As you delve into the translator’s note at the end of book, you will understand that often the stylish spouted couplets attributed to Rumi are not quite authentic in terms of context and translation; instead, the revised effort is often vague and disconnected.
And Farrukh Dhondy illustrates his point with a pertinent example from a translated version by Coleman Barks.
What is praise?
Make yourself Particles
You tighten your two hands together,
Determined not to give up saying ‘I’ and ‘we’.
This tightening blocks you.
“One may ask oneself what it is to praise. But what has the question to do with ‘Making yourself Particles.’ And how does one ‘make oneself particles’? Again, as hands are not screws or knots, how does one ‘tighten them’? One hand may clasp the other or clap against it, but has poetry in translation abandoned all appeal to sense and logic? Dhondy asks.
And perhaps this is what he has set out to achieve with this latest collection. Rumi’s words embrace the tired soul like a warm blanket on a winter night.
Time Alone is a beautiful reflection on the beauty of being by oneself.

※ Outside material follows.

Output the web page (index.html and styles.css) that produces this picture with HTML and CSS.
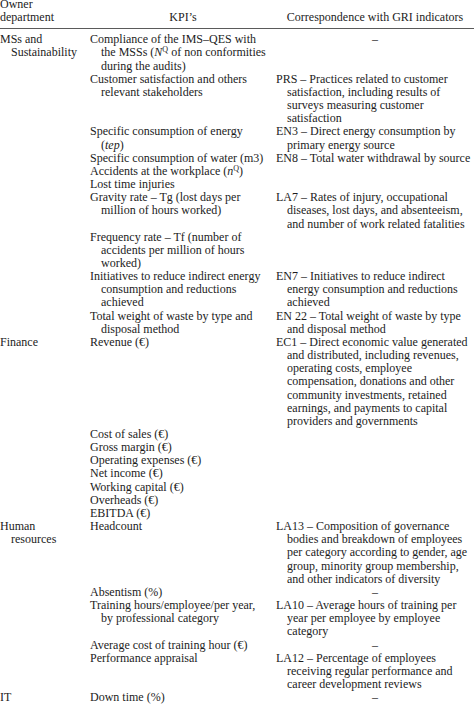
FILE: index.html
```html
<!DOCTYPE html>
<html>
<head>
<meta charset="utf-8">
<link rel="stylesheet" href="styles.css">
</head>
<body>
<table class="kpi">
<colgroup><col class="c1"><col class="c2"><col class="c3"></colgroup>
<thead>
<tr>
<th class="h1">Owner<br>department</th>
<th class="hc">KPI’s</th>
<th class="hc">Correspondence with GRI indicators</th>
</tr>
</thead>
<tbody>
<tr class="first"><td class="hang">MSs and<br>Sustainability</td><td class="hang">Compliance of the IMS–QES with<br>the MSSs (<i>N</i><sup>Q</sup> of non conformities<br>during the audits)</td><td class="dash">–</td></tr>
<tr><td></td><td class="hang">Customer satisfaction and others<br>relevant stakeholders</td><td class="hang">PRS – Practices related to customer<br>satisfaction, including results of<br>surveys measuring customer<br>satisfaction</td></tr>
<tr><td></td><td class="hang">Specific consumption of energy<br>(<i>tep</i>)</td><td class="hang">EN3 – Direct energy consumption by<br>primary energy source</td></tr>
<tr><td></td><td class="hang">Specific consumption of water (m3)</td><td class="hang">EN8 – Total water withdrawal by source</td></tr>
<tr><td></td><td class="hang">Accidents at the workplace (<i>n</i><sup>Q</sup>)</td><td></td></tr>
<tr><td></td><td class="hang">Lost time injuries</td><td></td></tr>
<tr><td></td><td class="hang">Gravity rate – Tg (lost days per<br>million of hours worked)</td><td class="hang">LA7 – Rates of injury, occupational<br>diseases, lost days, and absenteeism,<br>and number of work related fatalities</td></tr>
<tr><td></td><td class="hang">Frequency rate – Tf (number of<br>accidents per million of hours<br>worked)</td><td></td></tr>
<tr><td></td><td class="hang">Initiatives to reduce indirect energy<br>consumption and reductions<br>achieved</td><td class="hang">EN7 – Initiatives to reduce indirect<br>energy consumption and reductions<br>achieved</td></tr>
<tr><td></td><td class="hang">Total weight of waste by type and<br>disposal method</td><td class="hang">EN 22 – Total weight of waste by type<br>and disposal method</td></tr>
<tr><td class="hang">Finance</td><td class="hang">Revenue (€)</td><td class="hang">EC1 – Direct economic value generated<br>and distributed, including revenues,<br>operating costs, employee<br>compensation, donations and other<br>community investments, retained<br>earnings, and payments to capital<br>providers and governments</td></tr>
<tr><td></td><td class="hang">Cost of sales (€)</td><td></td></tr>
<tr><td></td><td class="hang">Gross margin (€)</td><td></td></tr>
<tr><td></td><td class="hang">Operating expenses (€)</td><td></td></tr>
<tr><td></td><td class="hang">Net income (€)</td><td></td></tr>
<tr><td></td><td class="hang">Working capital (€)</td><td></td></tr>
<tr><td></td><td class="hang">Overheads (€)</td><td></td></tr>
<tr><td></td><td class="hang">EBITDA (€)</td><td></td></tr>
<tr><td class="hang">Human<br>resources</td><td class="hang">Headcount</td><td class="hang">LA13 – Composition of governance<br>bodies and breakdown of employees<br>per category according to gender, age<br>group, minority group membership,<br>and other indicators of diversity</td></tr>
<tr><td></td><td class="hang">Absentism (%)</td><td class="dash">–</td></tr>
<tr><td></td><td class="hang">Training hours/employee/per year,<br>by professional category</td><td class="hang">LA10 – Average hours of training per<br>year per employee by employee<br>category</td></tr>
<tr><td></td><td class="hang">Average cost of training hour (€)</td><td class="dash">–</td></tr>
<tr><td></td><td class="hang">Performance appraisal</td><td class="hang">LA12 – Percentage of employees<br>receiving regular performance and<br>career development reviews</td></tr>
<tr><td class="hang">IT</td><td class="hang">Down time (%)</td><td class="dash">–</td></tr>
</tbody>
</table>
</body>
</html>
```

FILE: styles.css
```css
html, body {
  margin: 0;
  padding: 0;
  background: #ffffff;
}
body {
  font-family: "Liberation Serif", "Times New Roman", serif;
  font-size: 12px;
  line-height: 13.15px;
  color: #1c1c1c;
}
.kpi {
  border-collapse: collapse;
  width: 474px;
  margin-top: -2px;
  table-layout: fixed;
}
.c1 { width: 90px; }
.c2 { width: 186px; }
.c3 { width: 198px; }
.kpi th {
  font-weight: normal;
  padding: 0 0 4px 0;
  border-bottom: 1px solid #5a5a5a;
  vertical-align: bottom;
}
.kpi th.h1 {
  text-align: left;
}
.kpi th.hc {
  text-align: center;
}
.kpi td {
  padding: 0;
  vertical-align: top;
  text-align: left;
}
.kpi tr.first td {
  padding-top: 4px;
}
.hang {
  padding-left: 11px !important;
  text-indent: -11px;
}
.dash {
  text-align: center !important;
}
sup {
  font-size: 8px;
  line-height: 0;
  vertical-align: 4px;
}
i { font-style: italic; }
```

Is solitude more precious than
Fathomless company?
Is power over a nation
Better than to be free?
If confined in your room
You spend your time alone
You can study the imprint
Of the value that you own.
Dhondy’s translations are easy to decipher and not rooted in esoteric terminology. In yet another instance that highlights the belief in one collective God, the couplet in All Religions Are One
Brilliantly captures this spirit of oneness
Their praises are directed to the One
So all prayers and religions are the same
Directed ultimately to one light
Of Him, regardless of the earthly name
The book also highlights Rumi’s obsession with Shams U Tabriz. “The enchantment with Shams U Tabriz changed Rumi. The two existed as spiritual seekers and counterparts to each other, until it is said, one day Shams mysteriously disappeared.” Shams returned only to disappear permanently later. It is this loss of his soulmate and the ensuing pain that lead to the creation of Rumi devotional verses, Diwan e Shams.